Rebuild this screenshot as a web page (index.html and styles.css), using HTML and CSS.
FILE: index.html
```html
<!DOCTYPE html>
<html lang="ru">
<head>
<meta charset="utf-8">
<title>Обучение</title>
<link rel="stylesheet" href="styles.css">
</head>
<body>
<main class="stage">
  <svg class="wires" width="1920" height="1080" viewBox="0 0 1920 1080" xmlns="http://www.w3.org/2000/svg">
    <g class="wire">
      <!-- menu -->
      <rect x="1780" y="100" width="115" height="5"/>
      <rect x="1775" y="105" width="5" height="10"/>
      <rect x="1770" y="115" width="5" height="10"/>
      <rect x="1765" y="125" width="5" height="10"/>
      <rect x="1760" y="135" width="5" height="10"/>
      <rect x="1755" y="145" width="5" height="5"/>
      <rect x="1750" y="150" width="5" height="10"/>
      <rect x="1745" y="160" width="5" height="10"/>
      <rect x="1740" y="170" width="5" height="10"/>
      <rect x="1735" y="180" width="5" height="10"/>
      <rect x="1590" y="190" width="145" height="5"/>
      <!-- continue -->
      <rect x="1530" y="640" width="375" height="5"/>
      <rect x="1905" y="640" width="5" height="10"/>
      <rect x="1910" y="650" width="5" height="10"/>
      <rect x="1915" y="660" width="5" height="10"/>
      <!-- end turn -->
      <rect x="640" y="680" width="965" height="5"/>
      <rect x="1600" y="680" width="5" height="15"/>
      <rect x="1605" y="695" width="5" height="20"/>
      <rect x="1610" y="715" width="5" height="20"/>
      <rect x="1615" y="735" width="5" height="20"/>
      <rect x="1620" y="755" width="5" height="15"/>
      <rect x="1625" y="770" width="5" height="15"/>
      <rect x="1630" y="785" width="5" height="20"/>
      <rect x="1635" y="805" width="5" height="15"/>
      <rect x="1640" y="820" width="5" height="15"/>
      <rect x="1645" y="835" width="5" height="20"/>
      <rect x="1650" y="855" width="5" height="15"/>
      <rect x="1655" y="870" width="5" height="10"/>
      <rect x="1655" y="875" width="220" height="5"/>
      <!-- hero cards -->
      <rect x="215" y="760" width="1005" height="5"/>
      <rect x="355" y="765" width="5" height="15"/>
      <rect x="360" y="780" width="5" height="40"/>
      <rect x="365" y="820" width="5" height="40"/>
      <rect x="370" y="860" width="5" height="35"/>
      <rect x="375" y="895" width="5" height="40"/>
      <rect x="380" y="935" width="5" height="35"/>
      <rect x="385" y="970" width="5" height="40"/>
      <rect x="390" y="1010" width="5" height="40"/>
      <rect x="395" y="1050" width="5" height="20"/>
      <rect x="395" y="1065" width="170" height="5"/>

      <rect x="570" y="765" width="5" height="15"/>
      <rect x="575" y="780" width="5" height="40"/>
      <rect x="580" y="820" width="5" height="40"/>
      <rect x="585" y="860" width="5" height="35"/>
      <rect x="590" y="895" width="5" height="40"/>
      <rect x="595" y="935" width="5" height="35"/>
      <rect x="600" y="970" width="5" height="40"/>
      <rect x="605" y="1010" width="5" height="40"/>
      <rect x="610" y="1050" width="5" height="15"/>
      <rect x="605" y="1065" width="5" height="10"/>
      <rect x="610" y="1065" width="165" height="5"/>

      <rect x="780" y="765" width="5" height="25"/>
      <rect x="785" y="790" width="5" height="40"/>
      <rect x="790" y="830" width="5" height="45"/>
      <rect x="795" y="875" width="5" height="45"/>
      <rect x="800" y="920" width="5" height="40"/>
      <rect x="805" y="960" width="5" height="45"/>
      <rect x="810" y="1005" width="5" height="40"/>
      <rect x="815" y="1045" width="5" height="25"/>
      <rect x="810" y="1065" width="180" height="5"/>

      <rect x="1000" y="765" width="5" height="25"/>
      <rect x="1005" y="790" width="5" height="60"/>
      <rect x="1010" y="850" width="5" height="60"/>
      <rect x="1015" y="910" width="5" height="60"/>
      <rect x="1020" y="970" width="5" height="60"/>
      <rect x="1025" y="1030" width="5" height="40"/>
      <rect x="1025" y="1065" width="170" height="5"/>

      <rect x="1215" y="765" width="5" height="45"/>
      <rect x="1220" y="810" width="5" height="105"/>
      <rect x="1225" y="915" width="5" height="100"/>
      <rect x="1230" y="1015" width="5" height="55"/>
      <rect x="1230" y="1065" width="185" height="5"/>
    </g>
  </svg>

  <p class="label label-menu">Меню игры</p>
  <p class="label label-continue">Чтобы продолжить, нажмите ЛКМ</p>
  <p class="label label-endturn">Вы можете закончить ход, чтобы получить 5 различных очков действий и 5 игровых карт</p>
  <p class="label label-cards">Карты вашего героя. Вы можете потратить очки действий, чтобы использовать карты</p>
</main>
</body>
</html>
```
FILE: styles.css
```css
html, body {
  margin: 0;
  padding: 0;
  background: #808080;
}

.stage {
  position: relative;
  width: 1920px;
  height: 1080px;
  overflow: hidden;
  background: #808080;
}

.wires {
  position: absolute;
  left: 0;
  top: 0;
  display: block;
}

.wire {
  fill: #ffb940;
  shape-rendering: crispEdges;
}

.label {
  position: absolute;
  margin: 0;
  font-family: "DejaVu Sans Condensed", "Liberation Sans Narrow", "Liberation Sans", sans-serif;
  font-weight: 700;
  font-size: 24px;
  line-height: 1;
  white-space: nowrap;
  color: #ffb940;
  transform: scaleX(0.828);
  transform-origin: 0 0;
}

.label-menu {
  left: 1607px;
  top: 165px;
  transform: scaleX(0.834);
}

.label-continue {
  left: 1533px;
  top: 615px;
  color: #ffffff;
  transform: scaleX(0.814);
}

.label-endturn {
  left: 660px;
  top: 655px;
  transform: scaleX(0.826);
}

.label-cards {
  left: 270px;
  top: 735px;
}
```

==

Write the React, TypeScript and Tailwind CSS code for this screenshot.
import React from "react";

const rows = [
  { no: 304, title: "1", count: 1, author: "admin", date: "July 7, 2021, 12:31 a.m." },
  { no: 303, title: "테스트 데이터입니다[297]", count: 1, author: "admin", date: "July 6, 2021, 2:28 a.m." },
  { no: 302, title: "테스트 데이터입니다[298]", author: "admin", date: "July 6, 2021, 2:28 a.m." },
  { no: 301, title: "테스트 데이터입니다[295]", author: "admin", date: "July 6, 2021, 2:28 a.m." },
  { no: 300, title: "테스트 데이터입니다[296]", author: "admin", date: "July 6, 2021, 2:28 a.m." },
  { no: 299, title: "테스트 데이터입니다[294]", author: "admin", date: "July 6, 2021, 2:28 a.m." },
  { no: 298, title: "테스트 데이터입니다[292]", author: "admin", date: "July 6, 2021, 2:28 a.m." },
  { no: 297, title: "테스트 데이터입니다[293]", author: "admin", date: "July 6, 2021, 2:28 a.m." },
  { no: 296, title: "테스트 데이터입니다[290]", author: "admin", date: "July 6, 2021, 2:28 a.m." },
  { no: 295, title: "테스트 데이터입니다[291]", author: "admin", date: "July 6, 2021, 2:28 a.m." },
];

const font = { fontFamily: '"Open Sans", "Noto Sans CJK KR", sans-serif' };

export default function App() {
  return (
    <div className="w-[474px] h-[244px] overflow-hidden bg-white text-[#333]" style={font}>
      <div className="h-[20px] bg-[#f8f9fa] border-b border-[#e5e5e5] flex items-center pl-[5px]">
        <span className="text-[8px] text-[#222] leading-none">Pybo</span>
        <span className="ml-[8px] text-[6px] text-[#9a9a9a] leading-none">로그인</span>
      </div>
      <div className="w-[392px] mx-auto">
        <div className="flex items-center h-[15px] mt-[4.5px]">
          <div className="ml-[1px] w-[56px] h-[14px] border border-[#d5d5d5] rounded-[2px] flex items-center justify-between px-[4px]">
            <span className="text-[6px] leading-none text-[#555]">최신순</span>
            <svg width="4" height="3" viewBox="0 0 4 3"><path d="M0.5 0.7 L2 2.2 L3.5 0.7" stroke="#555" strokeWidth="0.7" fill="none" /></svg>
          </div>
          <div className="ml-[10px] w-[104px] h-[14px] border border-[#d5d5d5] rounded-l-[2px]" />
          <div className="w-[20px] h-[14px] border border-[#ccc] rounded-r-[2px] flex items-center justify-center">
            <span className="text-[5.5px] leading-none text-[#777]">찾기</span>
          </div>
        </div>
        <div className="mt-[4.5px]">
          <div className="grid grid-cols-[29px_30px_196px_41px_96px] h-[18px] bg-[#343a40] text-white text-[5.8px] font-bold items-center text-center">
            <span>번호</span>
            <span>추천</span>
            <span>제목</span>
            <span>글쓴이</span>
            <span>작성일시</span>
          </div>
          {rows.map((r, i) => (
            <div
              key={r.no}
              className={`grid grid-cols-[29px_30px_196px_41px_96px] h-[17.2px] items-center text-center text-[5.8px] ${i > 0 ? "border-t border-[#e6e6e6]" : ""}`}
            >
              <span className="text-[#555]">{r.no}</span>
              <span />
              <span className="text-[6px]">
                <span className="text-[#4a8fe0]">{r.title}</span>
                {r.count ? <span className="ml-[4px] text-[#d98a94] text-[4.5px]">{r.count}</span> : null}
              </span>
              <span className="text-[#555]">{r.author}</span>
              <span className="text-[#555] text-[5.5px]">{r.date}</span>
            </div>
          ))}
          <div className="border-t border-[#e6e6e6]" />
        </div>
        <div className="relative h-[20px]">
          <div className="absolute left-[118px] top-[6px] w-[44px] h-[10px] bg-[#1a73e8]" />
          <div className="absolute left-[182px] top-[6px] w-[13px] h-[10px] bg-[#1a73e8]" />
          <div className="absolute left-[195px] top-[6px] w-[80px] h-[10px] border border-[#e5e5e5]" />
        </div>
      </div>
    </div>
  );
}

- **WHAT IS NEEDED**: Repeat exactly the lines from the one containing "Write the React, TypeScript" to the one containing "import React from", both lines included, and nothing else.

- **CORRECT OUTPUT**:
Write the React, TypeScript and Tailwind CSS code for this screenshot.
import React from "react";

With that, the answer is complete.